Wednesday, September 9, 2009

Nanorimo

There is a contest called National Novel Writing Month, or Nanorimo for short. The terms are simple, write a 50,000 word novel in the month of November. It's taxing, it's grueling, and I completed it, producing my very first novel, The Erl King. It's a story of best friends, surviving as outsiders, and discovering heroism they didn't know they had. Enjoy here a bit of the first chapter, in which our heroes and their world are introduced. Perhaps someday you'll be able to find it bound in paper on the bookshelf.

1 On the Lakeside
Johnny Raze gazed at the crystal blue sky, watching the edge of the Celestial Sphere cross in front of the sun. Beyond it, beyond sight, were six more, just like the one his world hovered in, hanging in space like a sparkling string of pearls. They said that seven tiny suns and seven miniscule moons circled the Spheres but of course Johnny had never left his own, the Sphere known as the Wood, in all of his twenty-five years of life. It was also said that within each Sphere lay an entire world, with strange people and incredible places. It was not for this reason, though, that the young man stared into the endless sky. Johnny’s eyes searched the edge of the transparent heavens because he was bored out of his skin.

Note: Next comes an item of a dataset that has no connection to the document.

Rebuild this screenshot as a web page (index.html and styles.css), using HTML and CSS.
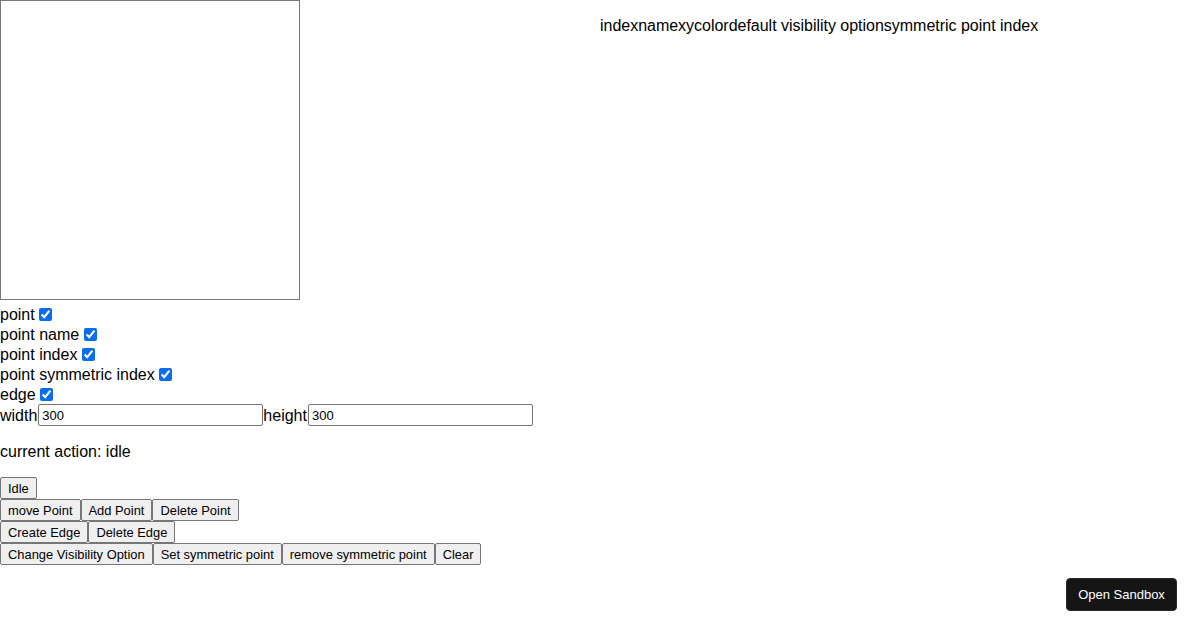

He was sitting underneath a hanging willow that day, on the edge of a steel blue lake, next to his longtime friend, Whisper. It was a scene few would consider unusual except for the outward appearances of the two men. Wearing nothing but a pair of camouflage green trousers, Johnny Raze’s dark red skin was displayed to all. It was the color of dark apples, or glowing embers, without variation or blotch. Across his thin chest and arms were inscribed black tattoos, zigzagging this way and that like snakes run over while trying to cross a busy road. On his feet and hands were short claws, merely long and sharpened nails some would say, though they were thicker and darker like black iron. Finally, under his short and spiky black hair two tiny horns poked through, spirals running their two inch length like the rifling of a gun. As was his usual, Johnny wore a frown on his face.

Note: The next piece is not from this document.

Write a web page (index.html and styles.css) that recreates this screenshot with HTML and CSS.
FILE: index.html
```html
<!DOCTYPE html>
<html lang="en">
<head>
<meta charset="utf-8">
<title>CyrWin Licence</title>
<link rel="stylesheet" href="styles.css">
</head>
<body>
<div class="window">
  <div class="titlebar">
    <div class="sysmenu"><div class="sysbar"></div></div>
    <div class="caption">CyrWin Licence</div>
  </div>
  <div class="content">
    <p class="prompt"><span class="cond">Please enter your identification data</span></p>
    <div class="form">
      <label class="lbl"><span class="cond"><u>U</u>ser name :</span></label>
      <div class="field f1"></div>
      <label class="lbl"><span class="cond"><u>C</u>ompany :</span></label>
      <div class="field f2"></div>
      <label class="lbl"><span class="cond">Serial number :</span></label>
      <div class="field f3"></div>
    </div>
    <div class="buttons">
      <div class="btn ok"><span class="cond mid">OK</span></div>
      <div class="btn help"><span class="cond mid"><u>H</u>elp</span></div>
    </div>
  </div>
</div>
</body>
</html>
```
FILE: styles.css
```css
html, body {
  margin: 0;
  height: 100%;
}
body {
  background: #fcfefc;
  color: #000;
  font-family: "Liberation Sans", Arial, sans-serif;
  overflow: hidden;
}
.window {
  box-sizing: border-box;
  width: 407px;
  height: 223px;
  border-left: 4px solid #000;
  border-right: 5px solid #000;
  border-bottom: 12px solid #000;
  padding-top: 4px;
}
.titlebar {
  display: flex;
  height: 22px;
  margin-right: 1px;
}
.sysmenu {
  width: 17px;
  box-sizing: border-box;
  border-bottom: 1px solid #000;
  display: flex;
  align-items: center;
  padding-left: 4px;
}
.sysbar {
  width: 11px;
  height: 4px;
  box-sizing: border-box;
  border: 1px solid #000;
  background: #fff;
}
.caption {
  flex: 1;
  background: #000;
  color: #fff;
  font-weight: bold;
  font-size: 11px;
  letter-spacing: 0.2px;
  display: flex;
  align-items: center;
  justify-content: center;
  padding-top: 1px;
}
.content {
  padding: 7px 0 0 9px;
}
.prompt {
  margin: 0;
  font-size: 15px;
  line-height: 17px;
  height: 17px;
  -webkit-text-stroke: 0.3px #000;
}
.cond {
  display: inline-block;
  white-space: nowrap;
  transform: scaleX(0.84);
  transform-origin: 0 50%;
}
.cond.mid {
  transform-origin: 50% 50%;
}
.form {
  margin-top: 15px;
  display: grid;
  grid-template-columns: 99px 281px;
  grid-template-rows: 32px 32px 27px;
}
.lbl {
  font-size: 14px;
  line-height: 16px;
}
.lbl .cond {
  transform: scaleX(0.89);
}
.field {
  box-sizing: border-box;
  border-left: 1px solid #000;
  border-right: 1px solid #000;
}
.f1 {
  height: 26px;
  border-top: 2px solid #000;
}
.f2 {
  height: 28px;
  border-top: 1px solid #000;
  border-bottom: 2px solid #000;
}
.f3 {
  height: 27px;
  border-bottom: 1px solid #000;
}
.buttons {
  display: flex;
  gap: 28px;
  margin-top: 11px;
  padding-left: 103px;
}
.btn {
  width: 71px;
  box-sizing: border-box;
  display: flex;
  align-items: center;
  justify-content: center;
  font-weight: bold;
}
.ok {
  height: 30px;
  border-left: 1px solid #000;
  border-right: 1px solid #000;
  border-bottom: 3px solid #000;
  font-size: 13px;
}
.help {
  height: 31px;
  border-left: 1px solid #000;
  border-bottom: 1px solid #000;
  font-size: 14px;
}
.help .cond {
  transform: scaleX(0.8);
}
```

His companion was less startling. His skin was the light tan of someone who’d lived under the sun filtered by green canopies his entire life. He wore gray trousers, gray boots, a gray shirt with a black vest, and from his shoulders hung a dirty gray, fur cloak to keep out the chill on cold mornings. His hair was a ragged mop of dark brown and he sported a perpetual smile on his naked mouth. In his hands was a fishing rod, and at his belt were two sheathes with daggers, one straight and narrow and the other curved at the tip. Whisper’s eyes were closed and a small pile of fish lay at his side in the cold grass, too small for a meal but impressive nonetheless. Johnny, his own rod in hand, complained to his friend.
“I’m sure you’re doing something different, just look. I’ve been out here all morning, freezing my ass off, and all I’ve got to show for it is a cough I’m sure is a cold starting up.”
“Oh, do calm down,” Whisper replied without opening his eyes. “It’s like I said. Fishing is a game of patience. And of serenity. Once you’ve achieved oneness with the water the fish’ll swim right to you like an afternoon spawning ground.”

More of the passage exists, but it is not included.